Written instruction: Note how many lines contain "React" and give that number, with nothing else.

Supplied data:
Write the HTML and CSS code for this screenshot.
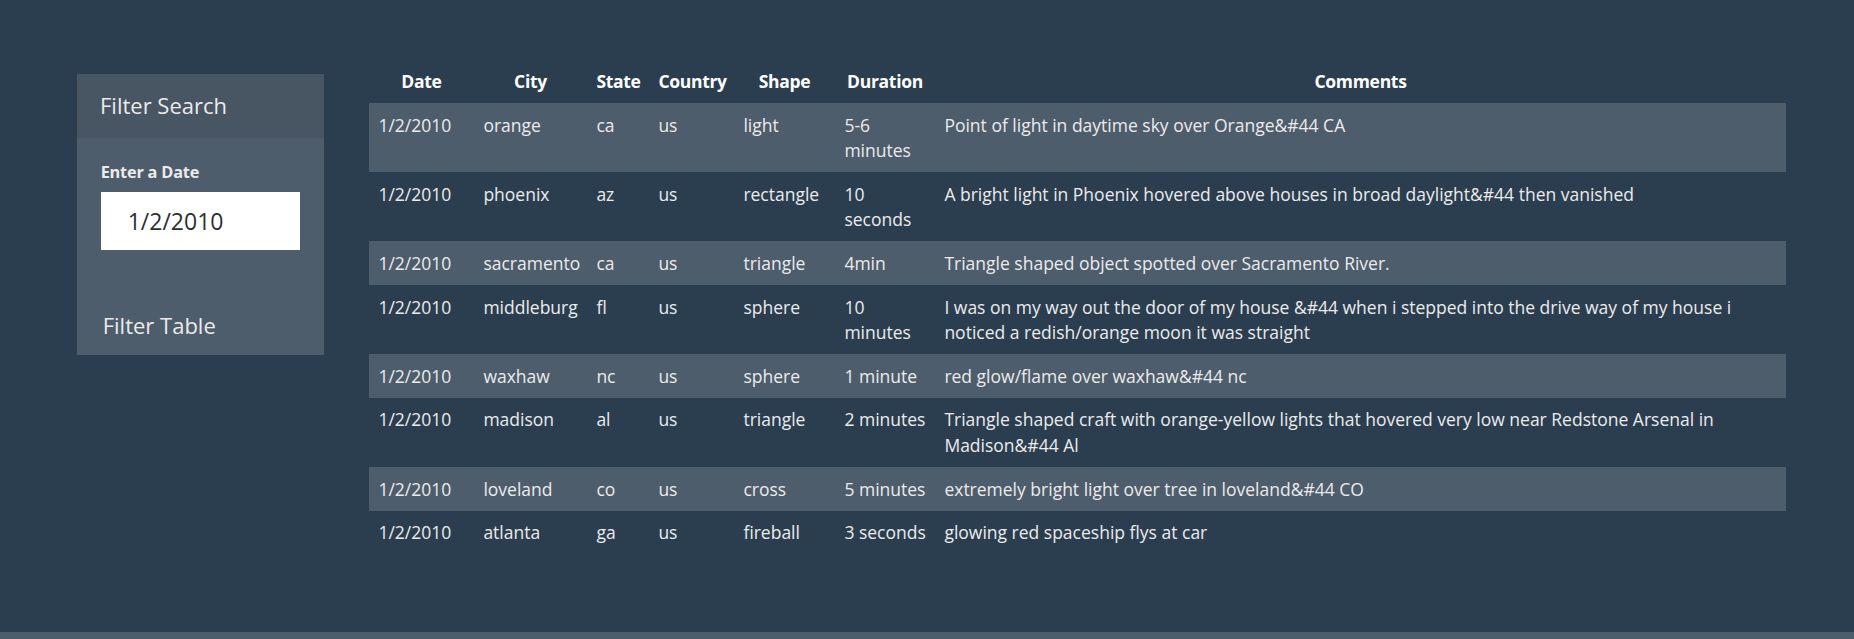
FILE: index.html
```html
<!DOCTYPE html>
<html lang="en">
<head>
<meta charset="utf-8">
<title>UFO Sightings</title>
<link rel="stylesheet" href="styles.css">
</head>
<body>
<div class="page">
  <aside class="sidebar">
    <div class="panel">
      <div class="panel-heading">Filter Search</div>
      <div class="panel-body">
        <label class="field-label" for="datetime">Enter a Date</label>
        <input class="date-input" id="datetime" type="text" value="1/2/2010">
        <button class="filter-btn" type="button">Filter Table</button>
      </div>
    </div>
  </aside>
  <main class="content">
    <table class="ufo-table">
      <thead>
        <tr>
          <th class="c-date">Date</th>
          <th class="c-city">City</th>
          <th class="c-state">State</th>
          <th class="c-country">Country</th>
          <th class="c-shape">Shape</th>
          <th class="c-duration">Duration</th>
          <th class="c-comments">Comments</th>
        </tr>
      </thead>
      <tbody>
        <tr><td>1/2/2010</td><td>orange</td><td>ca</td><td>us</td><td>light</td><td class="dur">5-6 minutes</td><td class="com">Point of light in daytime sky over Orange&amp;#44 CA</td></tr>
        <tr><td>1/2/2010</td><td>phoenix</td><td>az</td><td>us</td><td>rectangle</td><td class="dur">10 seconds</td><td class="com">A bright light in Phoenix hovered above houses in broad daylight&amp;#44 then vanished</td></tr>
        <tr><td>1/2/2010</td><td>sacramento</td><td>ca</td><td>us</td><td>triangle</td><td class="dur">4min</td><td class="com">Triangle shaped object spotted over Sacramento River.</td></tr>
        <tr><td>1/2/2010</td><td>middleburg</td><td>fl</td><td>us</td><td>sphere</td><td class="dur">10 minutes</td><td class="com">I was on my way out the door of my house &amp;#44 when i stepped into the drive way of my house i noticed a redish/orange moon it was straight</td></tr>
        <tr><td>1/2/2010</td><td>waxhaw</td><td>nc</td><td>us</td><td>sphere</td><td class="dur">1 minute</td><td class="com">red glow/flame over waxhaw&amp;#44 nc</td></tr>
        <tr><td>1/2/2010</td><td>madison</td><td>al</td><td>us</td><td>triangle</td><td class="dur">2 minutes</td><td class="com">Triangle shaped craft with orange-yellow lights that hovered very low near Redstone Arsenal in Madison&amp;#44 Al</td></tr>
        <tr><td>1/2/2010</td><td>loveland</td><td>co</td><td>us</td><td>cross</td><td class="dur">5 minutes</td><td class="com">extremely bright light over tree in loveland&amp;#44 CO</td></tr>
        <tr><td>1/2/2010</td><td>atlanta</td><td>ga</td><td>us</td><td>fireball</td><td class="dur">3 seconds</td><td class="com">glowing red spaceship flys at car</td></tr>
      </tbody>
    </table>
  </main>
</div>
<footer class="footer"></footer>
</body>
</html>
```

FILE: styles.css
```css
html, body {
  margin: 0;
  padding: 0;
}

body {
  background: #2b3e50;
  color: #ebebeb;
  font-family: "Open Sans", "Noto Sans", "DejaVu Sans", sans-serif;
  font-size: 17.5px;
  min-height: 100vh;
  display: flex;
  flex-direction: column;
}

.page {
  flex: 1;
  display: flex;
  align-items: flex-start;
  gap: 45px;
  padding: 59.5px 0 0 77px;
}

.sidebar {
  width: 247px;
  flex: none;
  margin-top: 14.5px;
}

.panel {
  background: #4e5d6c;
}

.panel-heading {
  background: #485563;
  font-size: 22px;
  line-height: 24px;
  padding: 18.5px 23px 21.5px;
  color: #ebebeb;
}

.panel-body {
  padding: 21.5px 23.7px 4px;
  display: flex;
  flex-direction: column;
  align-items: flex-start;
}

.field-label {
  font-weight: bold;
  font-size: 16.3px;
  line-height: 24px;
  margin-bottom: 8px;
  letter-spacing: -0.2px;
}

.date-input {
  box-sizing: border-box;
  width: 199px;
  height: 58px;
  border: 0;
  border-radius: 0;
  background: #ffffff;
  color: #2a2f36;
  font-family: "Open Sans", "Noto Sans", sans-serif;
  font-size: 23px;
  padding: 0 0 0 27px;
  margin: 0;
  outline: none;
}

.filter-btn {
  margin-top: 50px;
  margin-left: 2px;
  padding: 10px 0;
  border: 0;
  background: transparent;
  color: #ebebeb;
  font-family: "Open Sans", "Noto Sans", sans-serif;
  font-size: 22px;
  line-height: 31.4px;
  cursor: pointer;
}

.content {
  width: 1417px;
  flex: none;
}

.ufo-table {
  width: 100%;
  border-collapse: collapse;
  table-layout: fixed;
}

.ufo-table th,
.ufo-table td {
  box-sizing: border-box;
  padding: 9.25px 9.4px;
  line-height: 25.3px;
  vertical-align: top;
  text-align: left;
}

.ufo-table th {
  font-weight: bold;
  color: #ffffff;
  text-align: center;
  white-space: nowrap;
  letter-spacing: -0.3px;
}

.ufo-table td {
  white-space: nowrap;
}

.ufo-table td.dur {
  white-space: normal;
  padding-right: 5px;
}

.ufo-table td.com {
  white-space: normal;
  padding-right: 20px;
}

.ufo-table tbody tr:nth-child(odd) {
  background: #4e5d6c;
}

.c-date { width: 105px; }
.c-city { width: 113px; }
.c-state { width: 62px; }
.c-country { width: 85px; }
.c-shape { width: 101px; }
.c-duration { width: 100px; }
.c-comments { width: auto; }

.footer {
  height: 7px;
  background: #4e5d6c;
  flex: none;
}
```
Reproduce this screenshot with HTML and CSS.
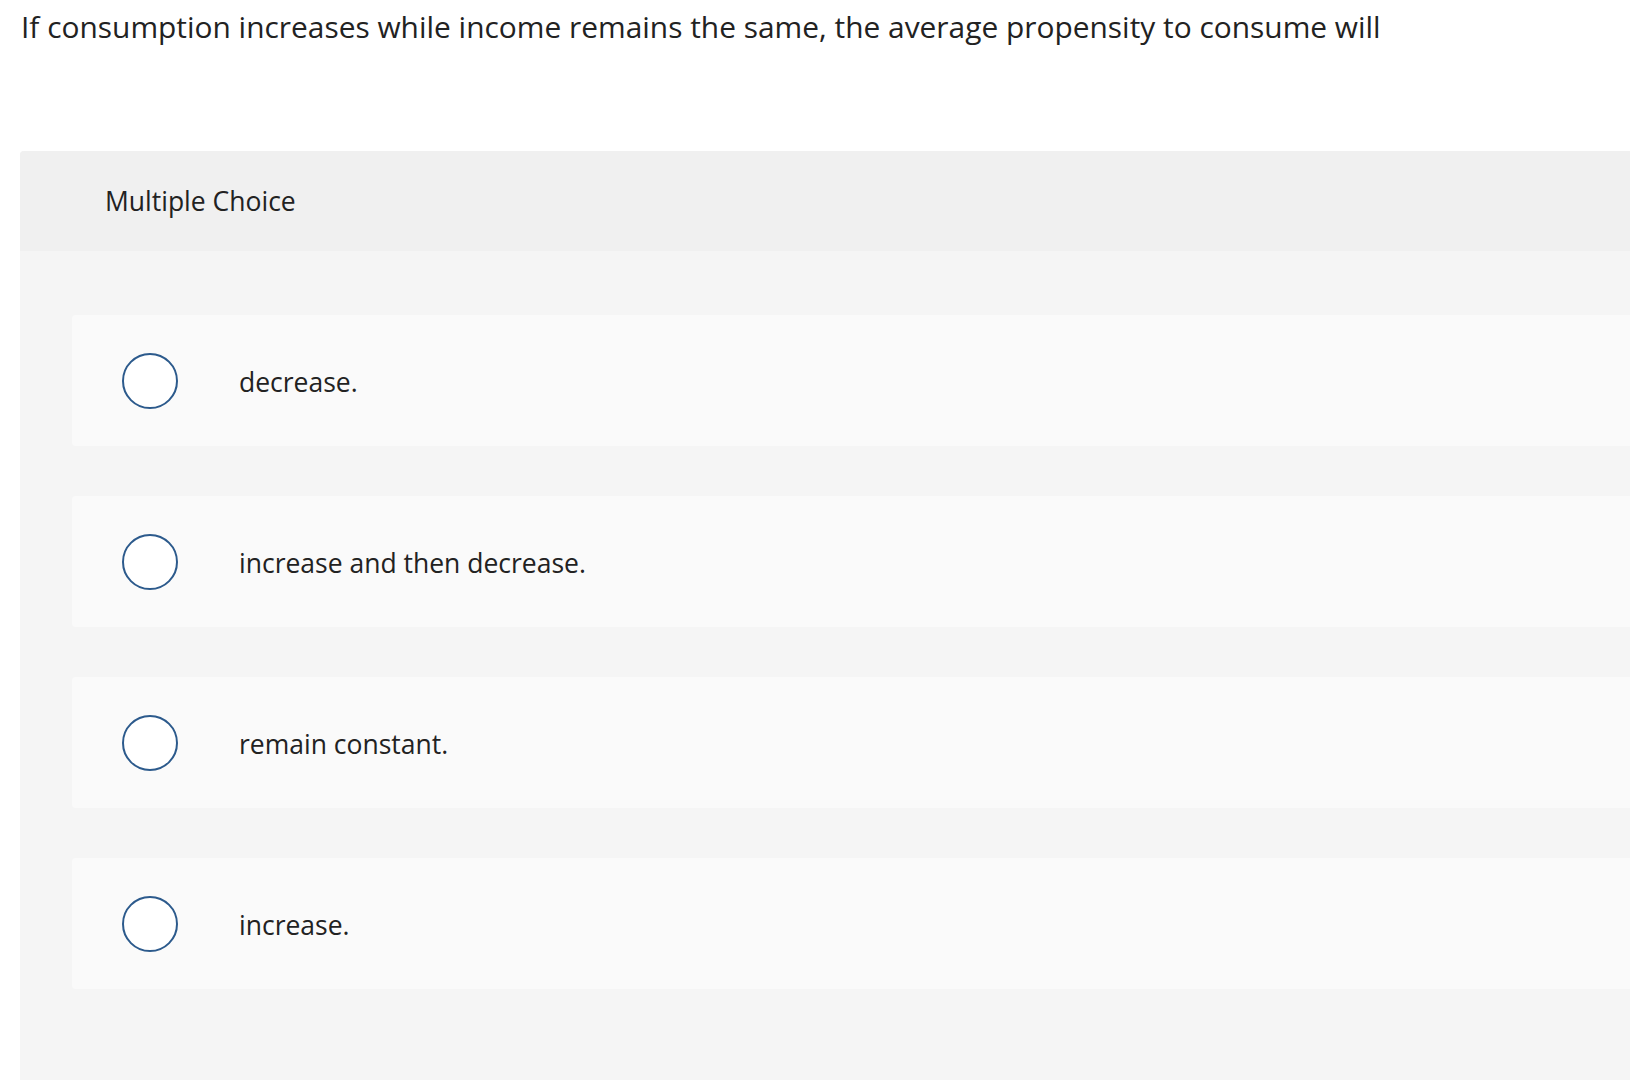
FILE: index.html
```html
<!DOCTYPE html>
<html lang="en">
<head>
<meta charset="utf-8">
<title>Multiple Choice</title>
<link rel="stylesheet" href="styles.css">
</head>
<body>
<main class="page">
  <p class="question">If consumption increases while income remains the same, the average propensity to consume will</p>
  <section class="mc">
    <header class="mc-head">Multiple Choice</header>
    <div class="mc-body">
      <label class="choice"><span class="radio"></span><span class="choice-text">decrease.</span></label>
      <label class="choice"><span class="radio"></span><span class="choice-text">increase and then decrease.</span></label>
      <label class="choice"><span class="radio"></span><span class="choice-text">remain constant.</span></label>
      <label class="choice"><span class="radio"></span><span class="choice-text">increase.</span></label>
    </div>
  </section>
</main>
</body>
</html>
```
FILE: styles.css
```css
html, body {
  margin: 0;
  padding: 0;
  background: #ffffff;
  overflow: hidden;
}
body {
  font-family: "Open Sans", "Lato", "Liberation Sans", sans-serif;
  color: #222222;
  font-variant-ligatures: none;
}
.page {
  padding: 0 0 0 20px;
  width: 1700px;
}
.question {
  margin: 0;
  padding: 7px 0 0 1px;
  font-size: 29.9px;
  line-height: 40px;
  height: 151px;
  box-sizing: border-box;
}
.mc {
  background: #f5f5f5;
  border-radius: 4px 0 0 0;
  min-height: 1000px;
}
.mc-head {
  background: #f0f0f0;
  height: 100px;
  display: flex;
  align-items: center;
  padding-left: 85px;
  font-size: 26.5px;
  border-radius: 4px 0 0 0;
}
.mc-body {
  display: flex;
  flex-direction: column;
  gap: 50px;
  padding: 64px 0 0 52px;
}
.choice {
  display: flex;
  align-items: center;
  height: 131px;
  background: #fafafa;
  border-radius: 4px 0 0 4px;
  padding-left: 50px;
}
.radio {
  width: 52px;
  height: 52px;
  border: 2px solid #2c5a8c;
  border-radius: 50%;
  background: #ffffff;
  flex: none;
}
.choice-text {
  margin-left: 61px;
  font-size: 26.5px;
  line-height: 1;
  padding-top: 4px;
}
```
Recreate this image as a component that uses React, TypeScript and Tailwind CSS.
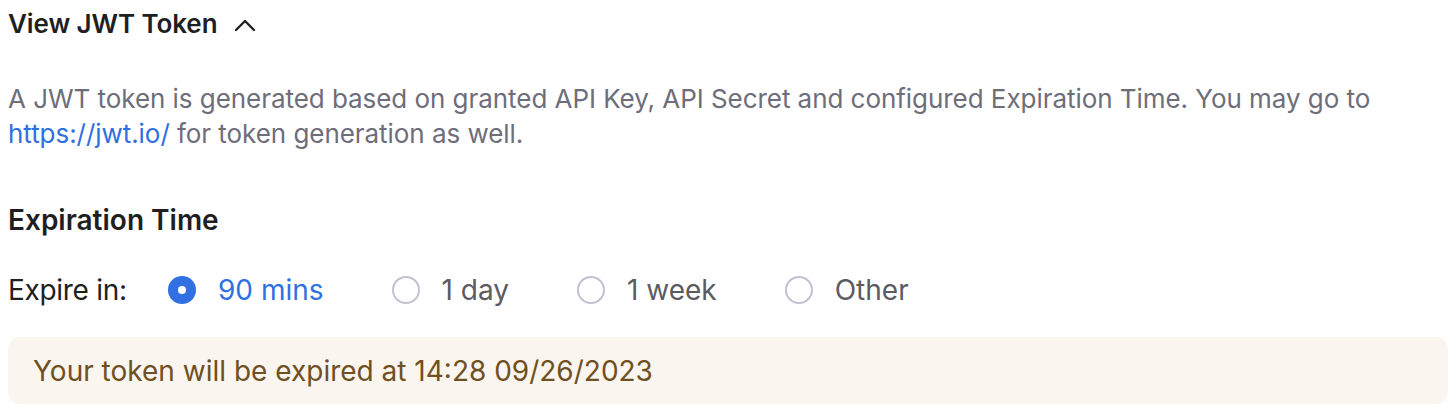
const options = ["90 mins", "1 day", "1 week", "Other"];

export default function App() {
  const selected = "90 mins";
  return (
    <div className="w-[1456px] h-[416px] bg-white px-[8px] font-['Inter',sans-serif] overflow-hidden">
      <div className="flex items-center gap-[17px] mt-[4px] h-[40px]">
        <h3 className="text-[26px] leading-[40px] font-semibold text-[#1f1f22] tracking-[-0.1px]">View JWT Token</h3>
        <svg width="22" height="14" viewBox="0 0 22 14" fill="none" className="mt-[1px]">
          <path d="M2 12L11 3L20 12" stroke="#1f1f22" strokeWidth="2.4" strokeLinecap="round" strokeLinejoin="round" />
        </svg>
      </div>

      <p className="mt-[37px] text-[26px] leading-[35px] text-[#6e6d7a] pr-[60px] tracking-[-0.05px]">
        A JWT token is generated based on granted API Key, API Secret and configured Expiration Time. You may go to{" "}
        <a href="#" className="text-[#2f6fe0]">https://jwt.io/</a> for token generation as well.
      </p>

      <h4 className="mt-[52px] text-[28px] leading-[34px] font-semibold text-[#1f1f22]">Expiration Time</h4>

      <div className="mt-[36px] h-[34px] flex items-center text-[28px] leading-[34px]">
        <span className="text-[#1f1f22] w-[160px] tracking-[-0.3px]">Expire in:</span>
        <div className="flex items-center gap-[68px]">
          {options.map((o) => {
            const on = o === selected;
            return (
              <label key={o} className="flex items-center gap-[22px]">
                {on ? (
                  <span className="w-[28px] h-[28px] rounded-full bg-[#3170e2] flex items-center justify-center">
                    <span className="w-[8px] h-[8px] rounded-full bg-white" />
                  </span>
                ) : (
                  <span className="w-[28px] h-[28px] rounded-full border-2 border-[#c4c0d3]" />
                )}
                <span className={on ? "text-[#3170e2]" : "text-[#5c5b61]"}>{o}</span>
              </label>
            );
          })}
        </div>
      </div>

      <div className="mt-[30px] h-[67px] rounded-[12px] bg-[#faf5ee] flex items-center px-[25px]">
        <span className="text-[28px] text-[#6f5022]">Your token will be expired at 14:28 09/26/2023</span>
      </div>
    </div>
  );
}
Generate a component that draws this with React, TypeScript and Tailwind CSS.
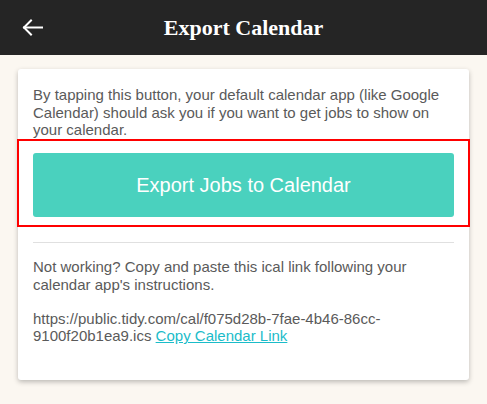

The response: 2